Hands-on experimental work with NV-center quantum sensing — learning the physics by building and troubleshooting the setup.
I’m part of the Pasupathy Research Group at Columbia University, supporting ongoing research in NV-center quantum sensing and measurement workflows. This has been my first real physics research experience — the kind where you learn fastest by getting your hands dirty: tracing signal chains, aligning optics, stabilizing hardware, and troubleshooting issues in real time.
My work is focused on practical setup, iteration, and reliability — helping turn experimental ideas into a stable system you can measure with.

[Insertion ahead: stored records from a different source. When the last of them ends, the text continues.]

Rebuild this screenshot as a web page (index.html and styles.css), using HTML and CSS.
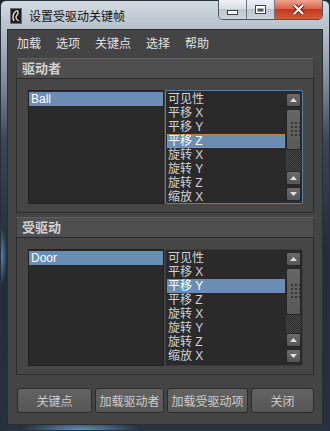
FILE: index.html
```html
<!DOCTYPE html>
<html lang="zh">
<head>
  <meta charset="UTF-8">
  <title>设置受驱动关键帧</title>
  <link rel="stylesheet" href="styles.css">
</head>
<body>
  <div class="window">
    <div class="titlebar">
      <svg class="app-icon" width="12" height="16" viewBox="0 0 12 16">
        <rect x="0.5" y="0.5" width="11" height="15" fill="#1b1b1b" stroke="#6a6a6a"/>
        <path d="M4 13 C2 10 3 5 6 3 C8 2 9 5 7 7 C5 9 6 12 9 13" fill="none" stroke="#e8e8e8" stroke-width="1.3"/>
      </svg>
      <span class="title">设置受驱动关键帧</span>
      <div class="caption">
        <div class="cap min">
          <svg width="11" height="5" viewBox="0 0 11 5"><rect x="0.5" y="0.5" width="10" height="4" fill="#fff" stroke="#3b4450"/></svg>
        </div>
        <div class="cap max">
          <svg width="11" height="9" viewBox="0 0 11 9"><rect x="0.5" y="0.5" width="10" height="8" fill="#fff" stroke="#3b4450"/><rect x="2.5" y="3.5" width="6" height="3" fill="#4a5563"/></svg>
        </div>
        <div class="cap close">
          <svg width="13" height="11" viewBox="0 0 13 11"><path d="M2 1 L11 10 M11 1 L2 10" stroke="#5a1a10" stroke-width="4"/><path d="M2 1 L11 10 M11 1 L2 10" stroke="#fff" stroke-width="2.2"/></svg>
        </div>
      </div>
    </div>

    <div class="client">
      <div class="menubar">
        <span>加载</span>
        <span>选项</span>
        <span>关键点</span>
        <span>选择</span>
        <span>帮助</span>
      </div>

      <div class="frame">
        <div class="frame-head">驱动者</div>
        <div class="frame-body drivers">
          <div class="list objects">
            <div class="row sel">Ball</div>
          </div>
          <div class="list attrs focus">
            <div class="rows">
              <div class="row">可见性</div>
              <div class="row">平移 X</div>
              <div class="row">平移 Y</div>
              <div class="row sel current">平移 Z</div>
              <div class="row">旋转 X</div>
              <div class="row">旋转 Y</div>
              <div class="row">旋转 Z</div>
              <div class="row">缩放 X</div>
            </div>
            <div class="scrollbar">
              <div class="sb-btn"><svg width="7" height="4" viewBox="0 0 7 4"><polygon points="3.5,0 7,4 0,4" fill="#e0e0e0"/></svg></div>
              <div class="thumb short"><div class="grip"></div></div>
              <div class="track"></div>
              <div class="sb-btn"><svg width="7" height="4" viewBox="0 0 7 4"><polygon points="3.5,0 7,4 0,4" fill="#e0e0e0"/></svg></div>
              <div class="sb-btn"><svg width="7" height="4" viewBox="0 0 7 4"><polygon points="0,0 7,0 3.5,4" fill="#e0e0e0"/></svg></div>
            </div>
          </div>
        </div>
      </div>

      <div class="frame">
        <div class="frame-head">受驱动</div>
        <div class="frame-body driven">
          <div class="list objects">
            <div class="row sel">Door</div>
          </div>
          <div class="list attrs">
            <div class="rows">
              <div class="row">可见性</div>
              <div class="row">平移 X</div>
              <div class="row sel">平移 Y</div>
              <div class="row">平移 Z</div>
              <div class="row">旋转 X</div>
              <div class="row">旋转 Y</div>
              <div class="row">旋转 Z</div>
              <div class="row">缩放 X</div>
            </div>
            <div class="scrollbar">
              <div class="sb-btn"><svg width="7" height="4" viewBox="0 0 7 4"><polygon points="3.5,0 7,4 0,4" fill="#e0e0e0"/></svg></div>
              <div class="thumb tall"><div class="grip"></div></div>
              <div class="track"></div>
              <div class="sb-btn"><svg width="7" height="4" viewBox="0 0 7 4"><polygon points="3.5,0 7,4 0,4" fill="#e0e0e0"/></svg></div>
              <div class="sb-btn"><svg width="7" height="4" viewBox="0 0 7 4"><polygon points="0,0 7,0 3.5,4" fill="#e0e0e0"/></svg></div>
            </div>
          </div>
        </div>
      </div>

      <div class="actions">
        <button>关键点</button>
        <button>加载驱动者</button>
        <button>加载受驱动项</button>
        <button>关闭</button>
      </div>
    </div>
  </div>
</body>
</html>
```

FILE: styles.css
```css
* {
  box-sizing: border-box;
}

body {
  margin: 0;
  background: #1c2430;
  font-family: "Liberation Sans", "Noto Sans CJK SC", sans-serif;
  font-size: 12px;
}

.window {
  width: 330px;
  height: 431px;
  padding: 0 6px 6px;
  border: 1px solid #27313c;
  border-radius: 6px 6px 0 0;
  background:
    radial-gradient(ellipse 60px 10px at 80px 100%, rgba(110, 170, 225, 0.8), transparent),
    radial-gradient(ellipse 6px 30px at 0 255px, rgba(100, 160, 220, 0.8), transparent),
    linear-gradient(180deg, #d4dbe3 0, #c0c9d3 18px, #aab5c1 40px, #7f8d9c 80px, #3a4654 140px, #222c38 260px, #27323f 100%);
}

/* title bar */
.titlebar {
  height: 28px;
  display: flex;
  align-items: center;
  padding-left: 3px;
}

.app-icon {
  flex: none;
  margin-top: 2px;
}

.title {
  margin-left: 7px;
  color: #111;
  font-size: 12px;
}

.caption {
  margin-left: auto;
  align-self: flex-start;
  margin-top: -1px;
  display: flex;
  height: 20px;
  border: 1px solid #4b5562;
  border-top: none;
  border-radius: 0 0 5px 5px;
  overflow: hidden;
}

.cap {
  height: 19px;
  display: flex;
  align-items: center;
  justify-content: center;
  background: linear-gradient(180deg, #eef1f4 0, #d9dfe5 45%, #bcc5cf 50%, #cdd5de 100%);
  border-right: 1px solid #6e7884;
}

.cap.min {
  width: 28px;
  padding-top: 6px;
}

.cap.max {
  width: 28px;
}

.cap.close {
  width: 47px;
  border-right: none;
  background: linear-gradient(180deg, #eea58f 0, #d9644a 45%, #c2391f 50%, #d65a3a 100%);
}

/* client area */
.client {
  height: 396px;
  background: #444;
  border: 1px solid #2a2e33;
}

.menubar {
  height: 24px;
  display: flex;
  align-items: center;
  gap: 15px;
  padding-left: 9px;
  color: #e2e2e2;
}

.frame {
  margin: 4px 8px 0;
}

.frame-head {
  height: 20px;
  padding-left: 5px;
  background: #4f4f4f;
  border: 1px solid #393939;
  border-top-color: #5e5e5e;
  border-bottom: none;
  color: #d2d2d2;
  font-weight: bold;
  font-size: 13px;
  line-height: 19px;
}

.frame-body {
  display: flex;
  gap: 1px;
  padding: 11px 10px 8px 11px;
  background: #464646;
  border: 1px solid #2c2c2c;
}

.frame-body.drivers {
  height: 135px;
}

.frame-body.driven {
  height: 138px;
}

.list {
  background: #2a2a2a;
  border: 1px solid #202020;
  padding: 1px 0;
  overflow: hidden;
}

.list.objects {
  width: 136px;
}

.list.attrs {
  flex: 1;
  display: flex;
  padding: 1px;
  border-color: #3c3c3c;
  border-radius: 2px;
}

.list.attrs.focus {
  border-color: #5b7fa3;
}

.rows {
  flex: 1;
  overflow: hidden;
}

.row {
  height: 14px;
  line-height: 14px;
  padding-left: 2px;
  color: #d2d2d2;
  white-space: pre;
}

.rows .row {
  padding-left: 1px;
}

.row.sel {
  background: #6a8db3;
  color: #fff;
}

.row.current {
  outline: 1px dotted #d38b3c;
  outline-offset: -1px;
}

/* scrollbar */
.scrollbar {
  width: 16px;
  display: flex;
  flex-direction: column;
  gap: 2px;
  padding: 1px 0 1px 1px;
}

.sb-btn {
  height: 14px;
  display: flex;
  align-items: center;
  justify-content: center;
  background: linear-gradient(180deg, #6c6c6c, #565656);
  border: 1px solid #262626;
  border-radius: 2px;
}

.thumb {
  display: flex;
  align-items: center;
  justify-content: center;
  background: linear-gradient(180deg, #666, #5a5a5a);
  border: 1px solid #262626;
  border-radius: 2px;
}

.thumb.short {
  height: 41px;
}

.thumb.tall {
  height: 47px;
}

.grip {
  width: 12px;
  height: 16px;
  margin-left: 2px;
  background: conic-gradient(#353535 25%, transparent 0) 0 0 / 4px 4px;
}

.track {
  flex: 1;
  margin: -2px 0;
  background: repeating-conic-gradient(#2c2c2c 0 25%, #474747 0 50%) 0 0 / 2px 2px;
}

/* bottom buttons */
.actions {
  display: grid;
  grid-template-columns: 75px 69px 81px 63px;
  column-gap: 3px;
  margin: 13px 0 0 9px;
}

.actions button {
  height: 25px;
  padding: 0;
  font-family: "Liberation Sans", "Noto Sans CJK SC", sans-serif;
  font-size: 12px;
  color: #cdcdcd;
  background: linear-gradient(180deg, #626262, #575757);
  border: 1px solid #2a2a2a;
  border-radius: 3px;
}
```
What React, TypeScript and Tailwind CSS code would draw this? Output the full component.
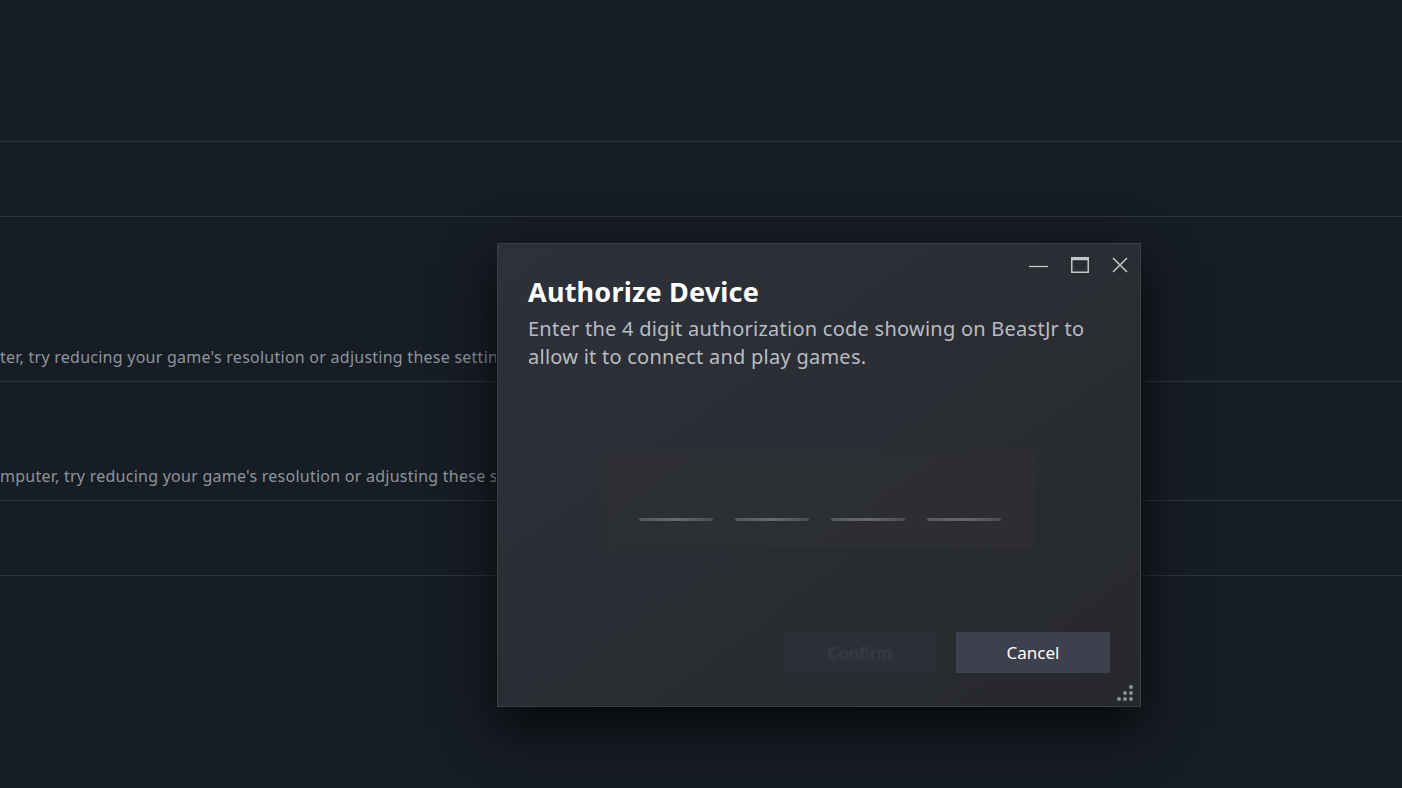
const FONT = { fontFamily: '"Noto Sans", "Open Sans", sans-serif' }

const ROWS = [
  { h: 'h-[142px]', text: '' },
  { h: 'h-[75px]', text: '' },
  { h: 'h-[165px]', text: "ter, try reducing your game's resolution or adjusting these settings to improve performance." },
  { h: 'h-[119px]', text: "mputer, try reducing your game's resolution or adjusting these settings to improve performance." },
  { h: 'h-[75px]', text: '' },
]

export default function App() {
  return (
    <div className="relative w-[1402px] h-[788px] overflow-hidden bg-[#171d25]" style={FONT}>
      {/* Settings list behind the dialog */}
      <div className="flex flex-col">
        {ROWS.map((row, i) => (
          <div
            key={i}
            className={`${row.h} flex flex-col justify-end border-b border-[#2d333c] pb-[13px]`}
          >
            {row.text && (
              <span className="block w-[496px] overflow-hidden whitespace-nowrap text-[16px] leading-[22px] tracking-[0.25px] text-[#8e949c]">
                {row.text}
              </span>
            )}
          </div>
        ))}
      </div>

      <AuthorizeDialog />
    </div>
  )
}

function WindowControls() {
  return (
    <div className="flex justify-end items-start gap-[23px] pt-[13px] pr-[12px] h-[36px] text-[#c3c6ca]">
      <svg width="19" height="16" viewBox="0 0 19 16" className="mt-[1px]">
        <line x1="0" y1="8.5" x2="19" y2="8.5" stroke="currentColor" strokeWidth="1.3" />
      </svg>
      <svg width="18" height="16" viewBox="0 0 18 16">
        <rect x="0.75" y="0.75" width="16.5" height="14.5" fill="none" stroke="currentColor" strokeWidth="1.5" />
        <line x1="0.75" y1="2" x2="17.25" y2="2" stroke="currentColor" strokeWidth="2.5" />
      </svg>
      <svg width="16" height="16" viewBox="0 0 16 16">
        <path d="M1 1 L15 15 M15 1 L1 15" stroke="currentColor" strokeWidth="1.5" />
      </svg>
    </div>
  )
}

function AuthorizeDialog() {
  return (
    <div className="absolute left-[497px] top-[243px] w-[644px] h-[464px] flex flex-col border border-[#3b3e45] bg-gradient-to-br from-[#2d313a] via-[#2a2d33] to-[#26282d] shadow-[0_20px_50px_rgba(0,0,0,0.75)]">
      <WindowControls />

      <div className="px-[30px]">
        <h1 className="text-[27px] font-bold leading-[30px] text-white tracking-[0.2px] -mt-[3px]">
          Authorize Device
        </h1>
        <p className="mt-[8px] w-[570px] text-[20px] leading-[28px] text-[#b9bdc2] tracking-[0.25px]">
          Enter the 4 digit authorization code showing on BeastJr to allow it to connect and play games.
        </p>
      </div>

      {/* Code entry */}
      <div className="flex justify-center mt-[79px]">
        <div className="w-[428px] h-[98px] ml-[2px] bg-[#2e3035]/60 rounded-[2px] flex items-end justify-center gap-[22px] pb-[27px] blur-[0.4px]">
          {[0, 1, 2, 3].map((i) => (
            <div key={i} className="w-[74px] h-[3px] bg-gradient-to-r from-[#55585d] via-[#66696e] to-[#4a4d52] rounded-full" />
          ))}
        </div>
      </div>

      {/* Buttons */}
      <div className="flex justify-end gap-[20px] pr-[30px] mt-auto mb-[33px]">
        <button className="w-[152px] h-[41px] bg-[#2c2f36] text-[17px] text-[#43474e] blur-[1.2px]">
          Confirm
        </button>
        <button className="w-[154px] h-[41px] bg-[#3d414d] text-[17px] text-white">
          Cancel
        </button>
      </div>

      {/* Resize grip */}
      <div className="absolute right-[7px] bottom-[5px] grid grid-cols-3 gap-[2px]">
        {[0, 0, 1, 0, 1, 1, 1, 1, 1].map((v, i) => (
          <div key={i} className={`w-[4px] h-[4px] rounded-full ${v ? 'bg-[#8b8f96]' : 'bg-transparent'}`} />
        ))}
      </div>
    </div>
  )
}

Typical tasks include:
• Assisting with setup and troubleshooting of NV-center experimental apparatus (wiring, soldering, connectors, and sensor interfacing).
• Supporting temperature stabilization and cryostat thermal-control connections for repeatable measurements.
• Helping with optical alignment and measurement workflow execution (laser/collection path checks, lab “sanity tests,” and run readiness).
• Building confidence in the physics by connecting each knob in the setup to what it changes in the signal.
Working in an active experimental environment has sharpened both my intuition and my engineering habits: how to diagnose problems systematically, document changes, and keep a complex setup reproducible over time.
On the physics side, I’m building familiarity with the NV-center toolkit (optical initialization and readout, microwave control, and ODMR-style measurement logic), and how these map to real hardware constraints.
I’m interested in simulation and computation for quantum systems — but I don’t want that to live in a vacuum. This experience helps me think like a quantum engineer: understanding experiments deeply enough to build better models, better software tools, and better measurement workflows.